Front-end source files:
────

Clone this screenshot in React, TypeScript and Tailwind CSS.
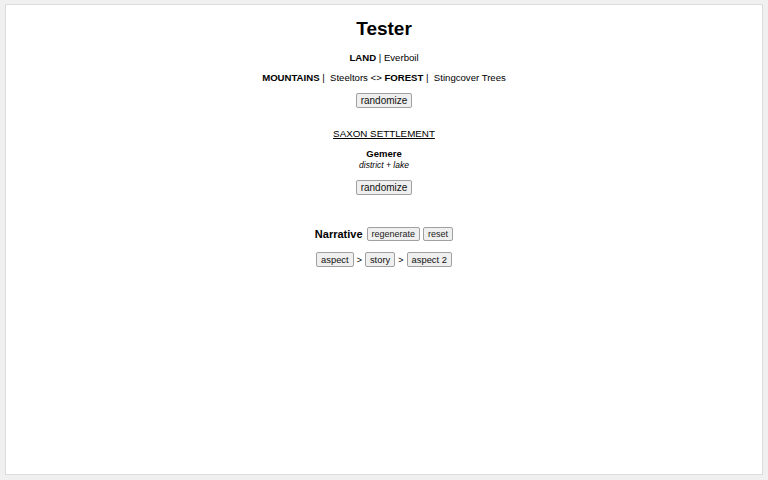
import React from 'react';

const Btn = ({ children, small, mid }: { children: React.ReactNode; small?: boolean; mid?: boolean }) => (
  <button
    className={
      small
        ? 'bg-[#efefef] border border-[#a0a0a0] rounded-[2px] px-[4px] h-[14px] leading-[12px] text-[9px] text-[#222]'
        : mid
        ? 'bg-[#efefef] border border-[#a0a0a0] rounded-[2px] px-[4px] h-[15px] leading-[13px] text-[9.4px] text-[#111]'
        : 'bg-[#efefef] border border-[#a0a0a0] rounded-[2px] px-[4px] h-[15px] leading-[13px] text-[10px] text-[#111]'
    }
  >
    {children}
  </button>
);

export default function App() {
  return (
    <div className="h-[480px] w-[768px] bg-[#f0f0f0] pt-[4px] pb-[5px] px-[5px] font-['Liberation_Sans',Arial,sans-serif] text-black">
      <div className="h-full bg-white border border-[#dcdcdc] flex flex-col items-center leading-[12px]">
        <h1 className="mt-[13px] text-[19px] leading-[22px] font-bold">Tester</h1>

        <div className="mt-[12px] text-[9.6px]">
          <b>LAND</b> | Everboil
        </div>

        <div className="mt-[8px] text-[9.6px] whitespace-pre">
          <b>MOUNTAINS</b>{' |  Steeltors <> '}<b>FOREST</b>{' |  Stingcover Trees'}
        </div>

        <div className="mt-[9px] flex">
          <Btn>randomize</Btn>
        </div>

        <div className="mt-[20px] text-[9.8px] underline">SAXON SETTLEMENT</div>

        <div className="mt-[8px] text-[9.5px] font-bold">Gemere</div>
        <div className="text-[8.5px] leading-[10px] italic">district + lake</div>

        <div className="mt-[10px] flex">
          <Btn>randomize</Btn>
        </div>

        <div className="mt-[32px] flex items-center gap-[3px]">
          <span className="text-[11px] leading-[14px] font-bold mr-[1px]">Narrative</span>
          <Btn small>regenerate</Btn>
          <Btn small>reset</Btn>
        </div>

        <div className="mt-[11px] flex items-center gap-[3px] text-[9px]">
          <Btn mid>aspect</Btn>
          <span>&gt;</span>
          <Btn mid>story</Btn>
          <span>&gt;</span>
          <Btn mid>aspect 2</Btn>
        </div>
      </div>
    </div>
  );
}
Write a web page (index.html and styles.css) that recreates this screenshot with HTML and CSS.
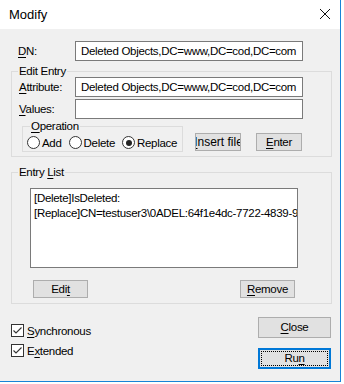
FILE: index.html
```html
<!DOCTYPE html>
<html lang="en">
<head>
    <meta charset="UTF-8">
    <title>Modify</title>
    <link rel="stylesheet" href="styles.css">
</head>
<body>
    <div class="window">
        <div class="titlebar">
            <span class="title">Modify</span>
            <svg class="close" width="12" height="12" viewBox="0 0 12 12">
                <path d="M1 1 L11 11 M11 1 L1 11" stroke="#111" stroke-width="1" fill="none"/>
            </svg>
        </div>

        <div class="content">
            <div class="row dn-row">
                <label><u>D</u>N:</label>
                <div class="field">Deleted Objects,DC=www,DC=cod,DC=com</div>
            </div>

            <fieldset class="group edit-entry">
                <legend>Edit Entry</legend>
                <div class="row">
                    <label><u>A</u>ttribute:</label>
                    <div class="field">Deleted Objects,DC=www,DC=cod,DC=com</div>
                </div>
                <div class="row values-row">
                    <label><u>V</u>alues:</label>
                    <div class="field"></div>
                </div>
                <div class="op-row">
                    <fieldset class="group operation">
                        <legend><u>O</u>peration</legend>
                        <div class="radios">
                            <span class="radio"><span class="dot"></span><span>Add</span></span>
                            <span class="radio"><span class="dot"></span><span>Delete</span></span>
                            <span class="radio checked"><span class="dot"></span><span>Replace</span></span>
                        </div>
                    </fieldset>
                    <button class="btn insert"><span class="focus"><u>I</u>nsert file</span></button>
                    <button class="btn enter"><u>E</u>nter</button>
                </div>
            </fieldset>

            <fieldset class="group entry-list">
                <legend>Entry <u>L</u>ist</legend>
                <div class="listbox">
                    <div>[Delete]IsDeleted:</div>
                    <div>[Replace]CN=testuser3\0ADEL:64f1e4dc-7722-4839-9a1d-55c1e0b2f3a7</div>
                </div>
                <div class="list-buttons">
                    <button class="btn small">Edi<u>t</u></button>
                    <button class="btn small"><u>R</u>emove</button>
                </div>
            </fieldset>

            <div class="footer">
                <div class="checks">
                    <span class="check">
                        <svg width="13" height="13" viewBox="0 0 13 13"><rect x="0.5" y="0.5" width="12" height="12" fill="#fff" stroke="#333"/><path d="M2.5 6.5 L5 9 L10.5 3.5" stroke="#333" stroke-width="1.1" fill="none"/></svg>
                        <span><u>S</u>ynchronous</span>
                    </span>
                    <span class="check">
                        <svg width="13" height="13" viewBox="0 0 13 13"><rect x="0.5" y="0.5" width="12" height="12" fill="#fff" stroke="#333"/><path d="M2.5 6.5 L5 9 L10.5 3.5" stroke="#333" stroke-width="1.1" fill="none"/></svg>
                        <span>E<u>x</u>tended</span>
                    </span>
                </div>
                <div class="actions">
                    <button class="btn wide"><u>C</u>lose</button>
                    <button class="btn wide default"><span class="focus">Ru<u>n</u></span></button>
                </div>
            </div>
        </div>
    </div>
</body>
</html>
```

FILE: styles.css
```css
:root {
    --fontFamily: "Liberation Sans", Arial, sans-serif;
    --colorFace: #f0f0f0;
    --colorGroup: #dcdcdc;
    --colorField: #7a7a7a;
    --colorButton: #e1e1e1;
    --colorButtonBorder: #adadad;
    --colorAccent: #1883d7;
}

body {
    margin: 0;
    background: #fff;
    font-family: var(--fontFamily);
    font-size: 11.5px;
    letter-spacing: -0.3px;
    color: #000;
}

u {
    text-decoration-thickness: 1px;
    text-underline-offset: 2px;
}

.window {
    width: 340px;
    height: 381px;
    background: var(--colorFace);
    border-right: 1px solid var(--colorAccent);
    border-bottom: 1px solid var(--colorAccent);
    display: flex;
    flex-direction: column;
}

.titlebar {
    height: 29px;
    background: #fff;
    display: flex;
    align-items: center;
    justify-content: space-between;
    padding: 0 9px 0 9px;
}

.title {
    font-size: 13px;
    letter-spacing: 0;
    margin-top: -1px;
}

.close {
    margin-top: -1px;
}

.content {
    padding: 12px 8px 0 11px;
}

.row {
    display: flex;
    align-items: center;
    height: 20px;
}

.row label {
    width: 56px;
}

.dn-row {
    padding-left: 7px;
}

.dn-row label {
    width: 57px;
}

.field {
    height: 18px;
    background: #fff;
    border: 1px solid var(--colorField);
    padding: 0 0 0 5px;
    box-sizing: content-box;
    width: 221px;
    line-height: 18px;
    white-space: nowrap;
    overflow: hidden;
}

.group {
    margin: 0;
    border: 1px solid var(--colorGroup);
    padding: 0 7px;
    min-width: 0;
    box-sizing: border-box;
}

.group legend {
    padding: 0 1px;
    margin-left: -1px;
    line-height: 14px;
}

.edit-entry {
    width: 321px;
    margin-top: 3px;
    padding-bottom: 4px;
}

.edit-entry .row {
    margin-top: -1px;
}

.values-row {
    margin-top: 2px !important;
}

.op-row {
    display: flex;
    align-items: flex-start;
}

.operation {
    width: 161px;
    margin-left: 3px;
    height: 33px;
    padding: 0 4px;
}

.operation legend {
    margin-left: 3px;
}

.radios {
    display: flex;
    gap: 7px;
    margin-top: 3px;
}

.radio {
    display: flex;
    align-items: center;
    gap: 2px;
}

.radio .dot {
    width: 11px;
    height: 11px;
    border: 1px solid #333;
    border-radius: 50%;
    background: #fff;
    position: relative;
}

.radio.checked .dot::after {
    content: '';
    position: absolute;
    left: 2.5px;
    top: 2.5px;
    width: 6px;
    height: 6px;
    border-radius: 50%;
    background: #222;
}

.btn {
    font-family: var(--fontFamily);
    font-size: 11.5px;
    letter-spacing: -0.3px;
    background: var(--colorButton);
    border: 1px solid var(--colorButtonBorder);
    color: #000;
    padding: 0;
    margin: 0;
    height: 18px;
    line-height: 16px;
    overflow: hidden;
    white-space: nowrap;
}

.insert {
    width: 46px;
    margin: 14px 0 0 12px;
    display: flex;
    justify-content: center;
    font-size: 12px;
    letter-spacing: 0;
}

.insert .focus {
    flex-shrink: 0;
    border-left: 1px dotted #000;
    padding: 0 1px;
}

.enter {
    width: 46px;
    margin: 14px 0 0 15px;
}

.entry-list {
    width: 321px;
    margin-top: 8px;
    padding-bottom: 5px;
}

.listbox {
    margin: 9px 0 0 11px;
    background: #fff;
    border: 1px solid var(--colorField);
    padding: 2px 0 0 3px;
    box-sizing: border-box;
    width: 268px;
    height: 80px;
    line-height: 15px;
    white-space: nowrap;
    overflow: hidden;
}

.list-buttons {
    display: flex;
    justify-content: space-between;
    margin: 12px 29px 0 14px;
}

.small {
    width: 55px;
}

.footer {
    display: flex;
    justify-content: space-between;
    margin-top: 13px;
}

.checks {
    display: flex;
    flex-direction: column;
    gap: 7px;
    padding-top: 7px;
}

.check {
    display: flex;
    align-items: center;
    gap: 3px;
    height: 13px;
}

.actions {
    display: flex;
    flex-direction: column;
    gap: 10px;
    margin-right: 1px;
}

.wide {
    width: 73px;
    height: 21px;
    line-height: 19px;
}

.default {
    border: 2px solid #0078d7;
    padding: 1px;
    display: flex;
}

.default .focus {
    flex: 1;
    border: 1px dotted #000;
    line-height: 13px;
}
```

────

## Task description
Write out nothing but the lines from the start of the data through the line with "import React from 'react';". Leave out the pictures.

## Solution for this task
Clone this screenshot in React, TypeScript and Tailwind CSS.
import React from 'react';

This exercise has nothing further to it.